[BEGIN Supplied information]
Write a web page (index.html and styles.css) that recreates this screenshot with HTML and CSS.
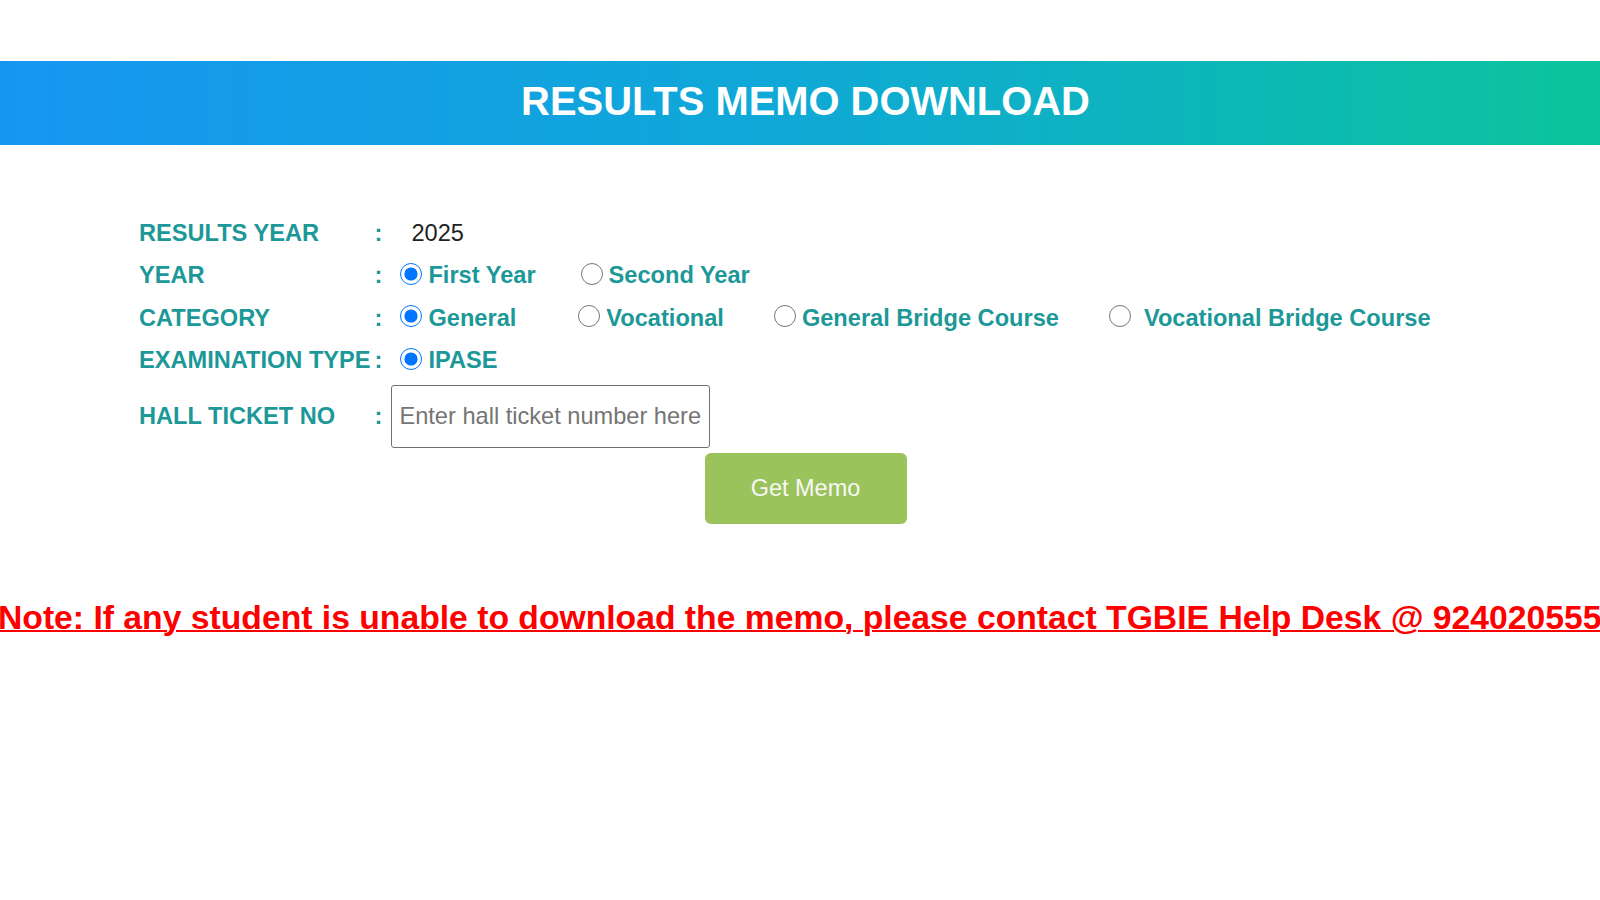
FILE: index.html
```html
<!DOCTYPE html>
<html lang="en">
<head>
<meta charset="utf-8">
<title>Results Memo Download</title>
<link rel="stylesheet" href="styles.css">
</head>
<body>
  <header class="banner">
    <h1 class="banner-title">RESULTS MEMO DOWNLOAD</h1>
  </header>

  <form class="memo-form" onsubmit="return false;">
    <div class="form-grid">
      <div class="label">RESULTS YEAR</div>
      <div class="colon">:</div>
      <div class="value"><span class="year-value">2025</span></div>

      <div class="label">YEAR</div>
      <div class="colon">:</div>
      <div class="value">
        <label class="opt"><input type="radio" name="year" checked><span>First Year</span></label>
        <label class="opt gap-year"><input type="radio" name="year"><span>Second Year</span></label>
      </div>

      <div class="label">CATEGORY</div>
      <div class="colon">:</div>
      <div class="value">
        <label class="opt"><input type="radio" name="cat" checked><span>General</span></label>
        <label class="opt gap-voc"><input type="radio" name="cat"><span>Vocational</span></label>
        <label class="opt gap-gbc"><input type="radio" name="cat"><span>General Bridge Course</span></label>
        <label class="opt gap-vbc wide"><input type="radio" name="cat"><span>Vocational Bridge Course</span></label>
      </div>

      <div class="label">EXAMINATION TYPE</div>
      <div class="colon">:</div>
      <div class="value">
        <label class="opt"><input type="radio" name="exam" checked><span>IPASE</span></label>
      </div>

      <div class="label label-tall">HALL TICKET NO</div>
      <div class="colon label-tall">:</div>
      <div class="value value-tall">
        <input class="ticket" type="text" placeholder="Enter hall ticket number here">
      </div>
    </div>

    <div class="actions">
      <button class="get-memo" type="submit">Get Memo</button>
    </div>
  </form>

  <div class="note">
    <span class="note-text">Note: If any student is unable to download the memo, please contact TGBIE Help Desk @ 9240205555</span>
  </div>
</body>
</html>
```

FILE: styles.css
```css
* {
  box-sizing: border-box;
}

html, body {
  margin: 0;
  padding: 0;
  background: #ffffff;
}

body {
  font-family: "Liberation Sans", Arial, sans-serif;
  padding-top: 61px;
  overflow: hidden;
}

.banner {
  height: 84px;
  background: linear-gradient(90deg, #1696f1 0%, #0fa9d6 50%, #0bc49c 100%);
  display: flex;
  align-items: center;
  justify-content: center;
  padding-left: 11px;
  padding-bottom: 3px;
}

.banner-title {
  margin: 0;
  color: #ffffff;
  font-size: 39.9px;
  font-weight: bold;
  line-height: 1.15;
}

.memo-form {
  margin: 0;
}

.form-grid {
  display: grid;
  grid-template-columns: auto auto 1fr;
  grid-template-rows: 42.5px 42.5px 42.5px 42.5px 66px;
  margin-top: 67px;
  margin-left: 139px;
  font-size: 23.6px;
  color: #1c9898;
}

.label,
.colon {
  font-weight: bold;
  display: flex;
  align-items: center;
}

.colon {
  padding-left: 4px;
  padding-right: 9px;
}

.value {
  display: flex;
  align-items: center;
  font-weight: bold;
}

.year-value {
  padding-left: 20px;
  color: #222222;
  font-weight: normal;
}

.opt {
  display: inline-flex;
  align-items: center;
  gap: 6px;
  margin-left: 9px;
}

.opt input[type="radio"] {
  width: 22px;
  height: 22px;
  margin: 0 0 4px 0;
}

.opt.gap-year {
  margin-left: 45px;
}

.opt.gap-voc {
  margin-left: 62px;
}

.opt.gap-gbc {
  margin-left: 50px;
}

.opt.gap-vbc {
  margin-left: 50px;
}

.opt.wide {
  gap: 13px;
}

.label-tall {
  margin-top: 3px;
}

.form-grid > .label-tall,
.form-grid > .value-tall {
  height: 63px;
}

.value-tall {
  margin-top: 3px;
}

.ticket {
  width: 319px;
  height: 63px;
  border: 1px solid #707070;
  border-radius: 3px;
  padding: 0 0 0 7px;
  font-family: "Liberation Sans", Arial, sans-serif;
  font-size: 23.6px;
  color: #333333;
  background: #ffffff;
  outline: none;
}

.ticket::placeholder {
  color: #757575;
}

.actions {
  display: flex;
  justify-content: center;
  padding-left: 11px;
  margin-top: 5px;
}

.get-memo {
  width: 202px;
  height: 71px;
  border: none;
  border-radius: 6px;
  background: #9bc35b;
  color: #f7f7f7;
  font-family: "Liberation Sans", Arial, sans-serif;
  font-size: 23.5px;
  cursor: pointer;
}

.note {
  margin-top: 74px;
  white-space: nowrap;
  overflow: hidden;
  line-height: 38px;
}

.note-text {
  display: inline-block;
  margin-left: -2px;
  color: #ff0000;
  font-weight: bold;
  font-size: 33.7px;
  text-decoration: underline;
  text-decoration-thickness: 2px;
}
```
[END Supplied information]
Work to complete:
Working from the material above, transcribe it exactly while omitting pictures.

The solution:
Write a web page (index.html and styles.css) that recreates this screenshot with HTML and CSS.
FILE: index.html
```html
<!DOCTYPE html>
<html lang="en">
<head>
<meta charset="utf-8">
<title>Results Memo Download</title>
<link rel="stylesheet" href="styles.css">
</head>
<body>
  <header class="banner">
    <h1 class="banner-title">RESULTS MEMO DOWNLOAD</h1>
  </header>

  <form class="memo-form" onsubmit="return false;">
    <div class="form-grid">
      <div class="label">RESULTS YEAR</div>
      <div class="colon">:</div>
      <div class="value"><span class="year-value">2025</span></div>

      <div class="label">YEAR</div>
      <div class="colon">:</div>
      <div class="value">
        <label class="opt"><input type="radio" name="year" checked><span>First Year</span></label>
        <label class="opt gap-year"><input type="radio" name="year"><span>Second Year</span></label>
      </div>

      <div class="label">CATEGORY</div>
      <div class="colon">:</div>
      <div class="value">
        <label class="opt"><input type="radio" name="cat" checked><span>General</span></label>
        <label class="opt gap-voc"><input type="radio" name="cat"><span>Vocational</span></label>
        <label class="opt gap-gbc"><input type="radio" name="cat"><span>General Bridge Course</span></label>
        <label class="opt gap-vbc wide"><input type="radio" name="cat"><span>Vocational Bridge Course</span></label>
      </div>

      <div class="label">EXAMINATION TYPE</div>
      <div class="colon">:</div>
      <div class="value">
        <label class="opt"><input type="radio" name="exam" checked><span>IPASE</span></label>
      </div>

      <div class="label label-tall">HALL TICKET NO</div>
      <div class="colon label-tall">:</div>
      <div class="value value-tall">
        <input class="ticket" type="text" placeholder="Enter hall ticket number here">
      </div>
    </div>

    <div class="actions">
      <button class="get-memo" type="submit">Get Memo</button>
    </div>
  </form>

  <div class="note">
    <span class="note-text">Note: If any student is unable to download the memo, please contact TGBIE Help Desk @ 9240205555</span>
  </div>
</body>
</html>
```

FILE: styles.css
```css
* {
  box-sizing: border-box;
}

html, body {
  margin: 0;
  padding: 0;
  background: #ffffff;
}

body {
  font-family: "Liberation Sans", Arial, sans-serif;
  padding-top: 61px;
  overflow: hidden;
}

.banner {
  height: 84px;
  background: linear-gradient(90deg, #1696f1 0%, #0fa9d6 50%, #0bc49c 100%);
  display: flex;
  align-items: center;
  justify-content: center;
  padding-left: 11px;
  padding-bottom: 3px;
}

.banner-title {
  margin: 0;
  color: #ffffff;
  font-size: 39.9px;
  font-weight: bold;
  line-height: 1.15;
}

.memo-form {
  margin: 0;
}

.form-grid {
  display: grid;
  grid-template-columns: auto auto 1fr;
  grid-template-rows: 42.5px 42.5px 42.5px 42.5px 66px;
  margin-top: 67px;
  margin-left: 139px;
  font-size: 23.6px;
  color: #1c9898;
}

.label,
.colon {
  font-weight: bold;
  display: flex;
  align-items: center;
}

.colon {
  padding-left: 4px;
  padding-right: 9px;
}

.value {
  display: flex;
  align-items: center;
  font-weight: bold;
}

.year-value {
  padding-left: 20px;
  color: #222222;
  font-weight: normal;
}

.opt {
  display: inline-flex;
  align-items: center;
  gap: 6px;
  margin-left: 9px;
}

.opt input[type="radio"] {
  width: 22px;
  height: 22px;
  margin: 0 0 4px 0;
}

.opt.gap-year {
  margin-left: 45px;
}

.opt.gap-voc {
  margin-left: 62px;
}

.opt.gap-gbc {
  margin-left: 50px;
}

.opt.gap-vbc {
  margin-left: 50px;
}

.opt.wide {
  gap: 13px;
}

.label-tall {
  margin-top: 3px;
}

.form-grid > .label-tall,
.form-grid > .value-tall {
  height: 63px;
}

.value-tall {
  margin-top: 3px;
}

.ticket {
  width: 319px;
  height: 63px;
  border: 1px solid #707070;
  border-radius: 3px;
  padding: 0 0 0 7px;
  font-family: "Liberation Sans", Arial, sans-serif;
  font-size: 23.6px;
  color: #333333;
  background: #ffffff;
  outline: none;
}

.ticket::placeholder {
  color: #757575;
}

.actions {
  display: flex;
  justify-content: center;
  padding-left: 11px;
  margin-top: 5px;
}

.get-memo {
  width: 202px;
  height: 71px;
  border: none;
  border-radius: 6px;
  background: #9bc35b;
  color: #f7f7f7;
  font-family: "Liberation Sans", Arial, sans-serif;
  font-size: 23.5px;
  cursor: pointer;
}

.note {
  margin-top: 74px;
  white-space: nowrap;
  overflow: hidden;
  line-height: 38px;
}

.note-text {
  display: inline-block;
  margin-left: -2px;
  color: #ff0000;
  font-weight: bold;
  font-size: 33.7px;
  text-decoration: underline;
  text-decoration-thickness: 2px;
}
```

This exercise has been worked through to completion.